Start of DATA SECTION

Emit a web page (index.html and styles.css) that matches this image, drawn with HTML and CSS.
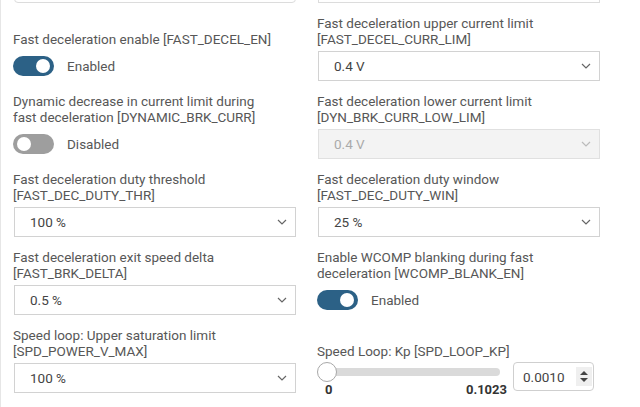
FILE: index.html
```html
<!DOCTYPE html>
<html>
<head>
<meta charset="utf-8">
<link rel="stylesheet" href="styles.css">
</head>
<body>
<div class="panel">
  <div class="grid">
    <div class="cell"><div class="box round"></div></div>
    <div class="cell"><div class="box"></div></div>

    <div class="cell">
      <div class="label">Fast deceleration enable [FAST_DECEL_EN]</div>
      <div class="control"><span class="toggle on"></span><span class="state">Enabled</span></div>
    </div>
    <div class="cell">
      <div class="label">Fast deceleration upper current limit<br>[FAST_DECEL_CURR_LIM]</div>
      <div class="control"><div class="select"><span>0.4 V</span><svg class="chev" width="10" height="6" viewBox="0 0 10 6"><polyline points="1,1 5,5 9,1"/></svg></div></div>
    </div>

    <div class="cell">
      <div class="label">Dynamic decrease in current limit during<br>fast deceleration [DYNAMIC_BRK_CURR]</div>
      <div class="control"><span class="toggle"></span><span class="state">Disabled</span></div>
    </div>
    <div class="cell">
      <div class="label">Fast deceleration lower current limit<br>[DYN_BRK_CURR_LOW_LIM]</div>
      <div class="control"><div class="select disabled"><span>0.4 V</span><svg class="chev" width="10" height="6" viewBox="0 0 10 6"><polyline points="1,1 5,5 9,1"/></svg></div></div>
    </div>

    <div class="cell">
      <div class="label">Fast deceleration duty threshold<br>[FAST_DEC_DUTY_THR]</div>
      <div class="control"><div class="select"><span>100 %</span><svg class="chev" width="10" height="6" viewBox="0 0 10 6"><polyline points="1,1 5,5 9,1"/></svg></div></div>
    </div>
    <div class="cell">
      <div class="label">Fast deceleration duty window<br>[FAST_DEC_DUTY_WIN]</div>
      <div class="control"><div class="select"><span>25 %</span><svg class="chev" width="10" height="6" viewBox="0 0 10 6"><polyline points="1,1 5,5 9,1"/></svg></div></div>
    </div>

    <div class="cell">
      <div class="label">Fast deceleration exit speed delta<br>[FAST_BRK_DELTA]</div>
      <div class="control"><div class="select"><span>0.5 %</span><svg class="chev" width="10" height="6" viewBox="0 0 10 6"><polyline points="1,1 5,5 9,1"/></svg></div></div>
    </div>
    <div class="cell">
      <div class="label">Enable WCOMP blanking during fast<br>deceleration [WCOMP_BLANK_EN]</div>
      <div class="control"><span class="toggle on"></span><span class="state">Enabled</span></div>
    </div>

    <div class="cell">
      <div class="label">Speed loop: Upper saturation limit<br>[SPD_POWER_V_MAX]</div>
      <div class="control"><div class="select"><span>100 %</span><svg class="chev" width="10" height="6" viewBox="0 0 10 6"><polyline points="1,1 5,5 9,1"/></svg></div></div>
    </div>
    <div class="cell">
      <div class="label">Speed Loop: Kp [SPD_LOOP_KP]</div>
      <div class="control top">
        <div class="slider">
          <div class="track"><span class="thumb"></span></div>
          <div class="ticks"><span>0</span><span>0.1023</span></div>
        </div>
        <div class="spin">
          <span>0.0010</span>
          <span class="spin-btn"><svg width="8" height="11" viewBox="0 0 8 11"><polygon points="4,0 8,4 0,4"/><polygon points="0,7 8,7 4,11"/></svg></span>
        </div>
      </div>
    </div>
  </div>
</div>
</body>
</html>
```

FILE: styles.css
```css
html, body {
  margin: 0;
  padding: 0;
  background: #fff;
}

body {
  font-family: Roboto, "Liberation Sans", sans-serif;
  font-size: 13.5px;
  color: #575757;
}

.panel {
  height: 407px;
  overflow: hidden;
  border-left: 1px solid #e6e6e6;
  padding-left: 12px;
  box-sizing: border-box;
}

.grid {
  display: grid;
  grid-template-columns: 283px 283px;
  column-gap: 21px;
  row-gap: 12px;
  margin-top: -27px;
  align-items: end;
}

.cell {
  display: flex;
  flex-direction: column;
}

.box {
  height: 30px;
  box-sizing: border-box;
  border: 1px solid #dcdcdc;
  margin-left: 1px;
}

.box.round {
  border-radius: 4px;
}

.label {
  line-height: 16px;
  margin-bottom: 4px;
  white-space: nowrap;
}

.control {
  height: 30px;
  display: flex;
  align-items: center;
}

.control.top {
  align-items: flex-start;
}

.select {
  box-sizing: border-box;
  height: 30px;
  width: 100%;
  margin-left: 1px;
  border: 1px solid #d2d2d2;
  background: #fff;
  display: flex;
  align-items: center;
  justify-content: space-between;
  padding: 0 8px 0 15px;
  color: #444;
}

.chev polyline {
  fill: none;
  stroke: #666;
  stroke-width: 1.2;
}

.select.disabled {
  background: #f3f3f3;
  border-color: #e0e0e0;
  color: #aaa;
}

.select.disabled .chev polyline {
  stroke: #bbb;
}

.toggle {
  position: relative;
  width: 41px;
  height: 20px;
  border-radius: 10px;
  background: #9e9e9e;
  flex: none;
}

.toggle::after {
  content: "";
  position: absolute;
  top: 3px;
  left: 4px;
  width: 14px;
  height: 14px;
  border-radius: 50%;
  background: #fff;
}

.toggle.on {
  background: #2c6186;
}

.toggle.on::after {
  left: auto;
  right: 4px;
}

.state {
  margin-left: 13px;
  color: #575757;
}

.slider {
  width: 190px;
  flex: none;
}

.track {
  position: relative;
  height: 8px;
  margin: 5px 7px 0 3px;
  border-radius: 4px;
  background: #dadada;
}

.thumb {
  position: absolute;
  left: -3px;
  top: -6px;
  width: 18px;
  height: 18px;
  border: 1px solid #a8a8a8;
  border-radius: 50%;
  background: #fff;
}

.ticks {
  display: flex;
  justify-content: space-between;
  margin-top: 6px;
  padding-left: 8px;
  line-height: 16px;
  font-size: 13px;
  font-weight: bold;
  color: #333;
}

.spin {
  box-sizing: border-box;
  width: 81px;
  height: 29px;
  margin: -1px 0 0 6px;
  border: 1px solid #cfcfcf;
  border-radius: 4px;
  display: flex;
  align-items: center;
  justify-content: space-between;
  padding: 0 1px 0 9px;
  color: #444;
}

.spin-btn {
  width: 16px;
  height: 19px;
  background: #efefef;
  display: flex;
  align-items: center;
  justify-content: center;
}

.spin-btn polygon {
  fill: #444;
}
```
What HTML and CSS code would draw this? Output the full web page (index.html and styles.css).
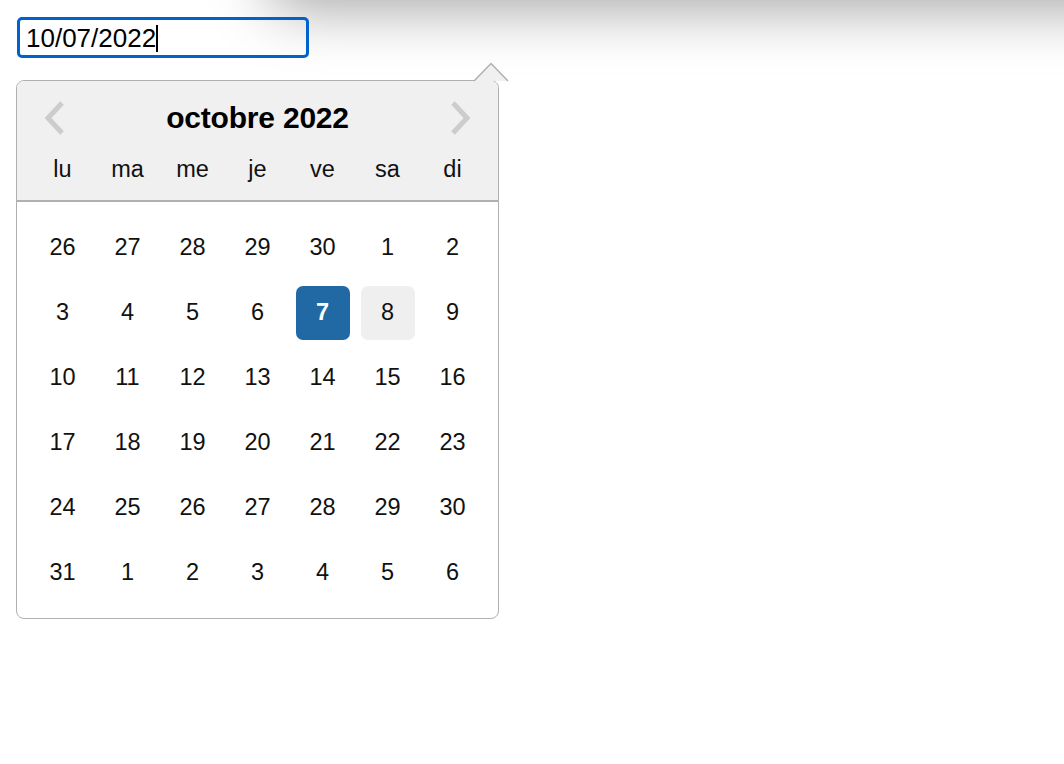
FILE: index.html
```html
<!DOCTYPE html>
<html lang="fr">
<head>
<meta charset="utf-8">
<title>Date</title>
<link rel="stylesheet" href="styles.css">
</head>
<body>
<div class="topshadow"></div>
<div class="page">
  <div class="input"><span class="value">10/07/2022</span><span class="caret"></span></div>
  <div class="cal">
    <svg class="tip" width="38" height="20" viewBox="0 0 38 20">
      <polygon points="1,19 18,1.5 35,19" fill="#f0f0f0"/>
      <polyline points="1,19 18,1.5 35,19" fill="none" stroke="#b0b0b0" stroke-width="1.5"/>
    </svg>
    <div class="head">
      <div class="titlerow">
        <svg class="nav" width="26" height="36" viewBox="0 0 26 36"><polyline points="21,3 7,18 21,33" fill="none" stroke="#cccccc" stroke-width="5"/></svg>
        <div class="title">octobre 2022</div>
        <svg class="nav" width="26" height="36" viewBox="0 0 26 36"><polyline points="5,3 19,18 5,33" fill="none" stroke="#cccccc" stroke-width="5"/></svg>
      </div>
      <div class="weekdays">
        <span>lu</span><span>ma</span><span>me</span><span>je</span><span>ve</span><span>sa</span><span>di</span>
      </div>
    </div>
    <div class="days">
      <div class="d"><span>26</span></div><div class="d"><span>27</span></div><div class="d"><span>28</span></div><div class="d"><span>29</span></div><div class="d"><span>30</span></div><div class="d"><span>1</span></div><div class="d"><span>2</span></div>
      <div class="d"><span>3</span></div><div class="d"><span>4</span></div><div class="d"><span>5</span></div><div class="d"><span>6</span></div><div class="d sel"><span>7</span></div><div class="d hov"><span>8</span></div><div class="d"><span>9</span></div>
      <div class="d"><span>10</span></div><div class="d"><span>11</span></div><div class="d"><span>12</span></div><div class="d"><span>13</span></div><div class="d"><span>14</span></div><div class="d"><span>15</span></div><div class="d"><span>16</span></div>
      <div class="d"><span>17</span></div><div class="d"><span>18</span></div><div class="d"><span>19</span></div><div class="d"><span>20</span></div><div class="d"><span>21</span></div><div class="d"><span>22</span></div><div class="d"><span>23</span></div>
      <div class="d"><span>24</span></div><div class="d"><span>25</span></div><div class="d"><span>26</span></div><div class="d"><span>27</span></div><div class="d"><span>28</span></div><div class="d"><span>29</span></div><div class="d"><span>30</span></div>
      <div class="d"><span>31</span></div><div class="d"><span>1</span></div><div class="d"><span>2</span></div><div class="d"><span>3</span></div><div class="d"><span>4</span></div><div class="d"><span>5</span></div><div class="d"><span>6</span></div>
    </div>
  </div>
</div>
</body>
</html>
```
FILE: styles.css
```css
html, body {
  margin: 0;
  padding: 0;
  background: #ffffff;
  font-family: "Liberation Sans", Arial, sans-serif;
  color: #111111;
  overflow: hidden;
}
.topshadow {
  position: absolute;
  top: -70px;
  left: 280px;
  right: -120px;
  height: 70px;
  box-shadow: 0 0 60px 8px rgba(0, 0, 0, 0.36);
  background: #888;
}
.page {
  position: relative;
  padding: 17px 16px;
}
.input {
  box-sizing: border-box;
  width: 292px;
  height: 41px;
  margin-left: 1px;
  border: 3px solid #0062cc;
  border-radius: 5px;
  padding-left: 6px;
  padding-top: 1px;
  display: flex;
  align-items: center;
  font-size: 26px;
  color: #000;
}
.caret {
  display: inline-block;
  width: 2px;
  height: 27px;
  background: #000;
}
.cal {
  position: relative;
  box-sizing: border-box;
  width: 483px;
  margin-top: 22px;
  border: 1.5px solid #b0b0b0;
  border-radius: 8px;
  background: #fff;
}
.tip {
  position: absolute;
  left: 456px;
  top: -19px;
  display: block;
}
.head {
  background: #f0f0f0;
  border-radius: 7px 7px 0 0;
  border-bottom: 2px solid #b0b0b0;
  padding: 16px 0 16px;
}
.titlerow {
  display: flex;
  align-items: center;
  justify-content: space-between;
  padding: 0 24px 0 24px;
  height: 42px;
}
.nav { display: block; }
.title {
  font-size: 30px;
  font-weight: bold;
  color: #000;
  letter-spacing: -0.2px;
}
.weekdays {
  margin-top: 15px;
  display: grid;
  grid-template-columns: repeat(7, 65px);
  padding: 0 13px;
  font-size: 23.5px;
  line-height: 30px;
  text-align: center;
}
.days {
  display: grid;
  grid-template-columns: repeat(7, 65px);
  grid-auto-rows: 65px;
  padding: 13px 13px 13px;
  font-size: 23.5px;
}
.d {
  display: flex;
  align-items: center;
  justify-content: center;
}
.d span {
  width: 54px;
  height: 54px;
  border-radius: 7px;
  display: flex;
  align-items: center;
  justify-content: center;
}
.d.sel span {
  background: #2069a4;
  color: #fff;
  font-weight: bold;
}
.d.hov span {
  background: #efefef;
}
```
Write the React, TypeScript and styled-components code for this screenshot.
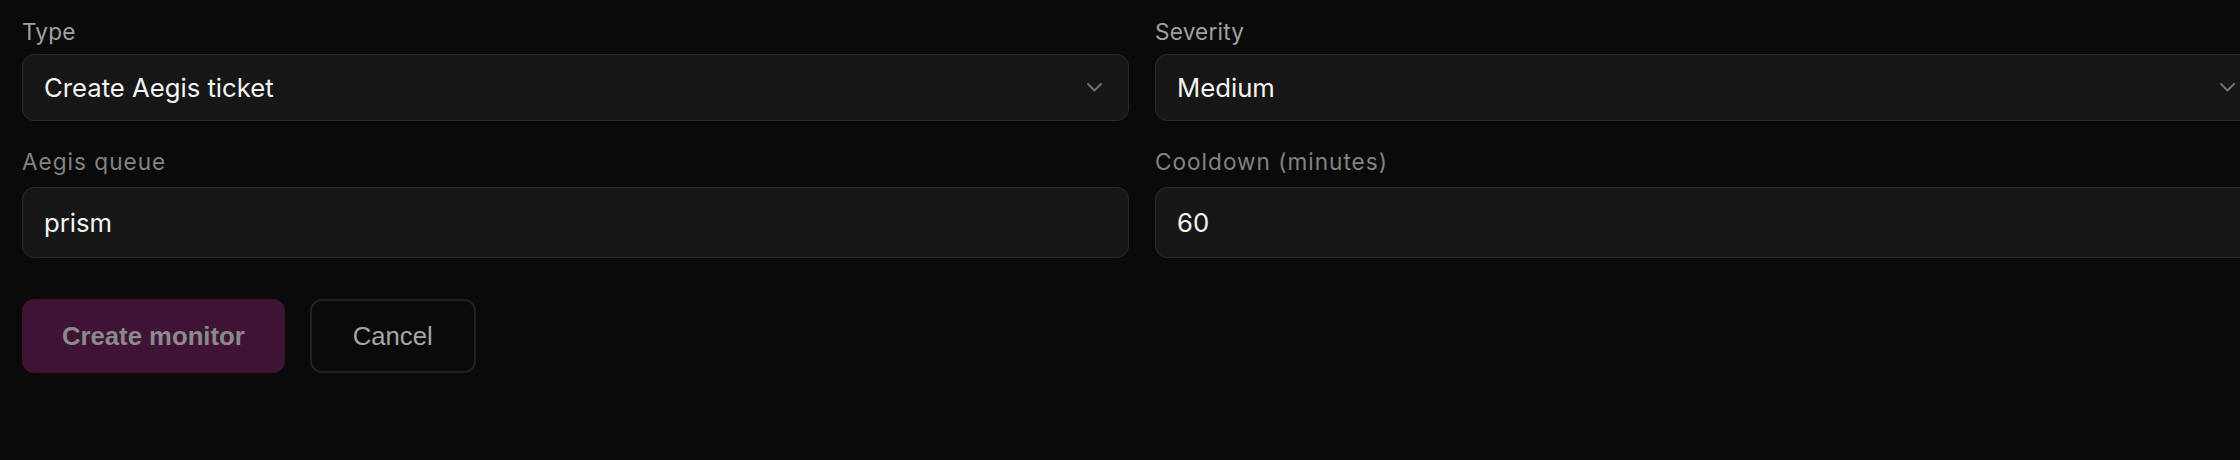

End of DATA SECTION

> [EXERCISE GOAL]: From the records above, pick out and copy each line holding the word "this".

> [EXPECTED ANSWER]:
Emit a web page (index.html and styles.css) that matches this image, drawn with HTML and CSS.
What HTML and CSS code would draw this? Output the full web page (index.html and styles.css).
Write the React, TypeScript and styled-components code for this screenshot.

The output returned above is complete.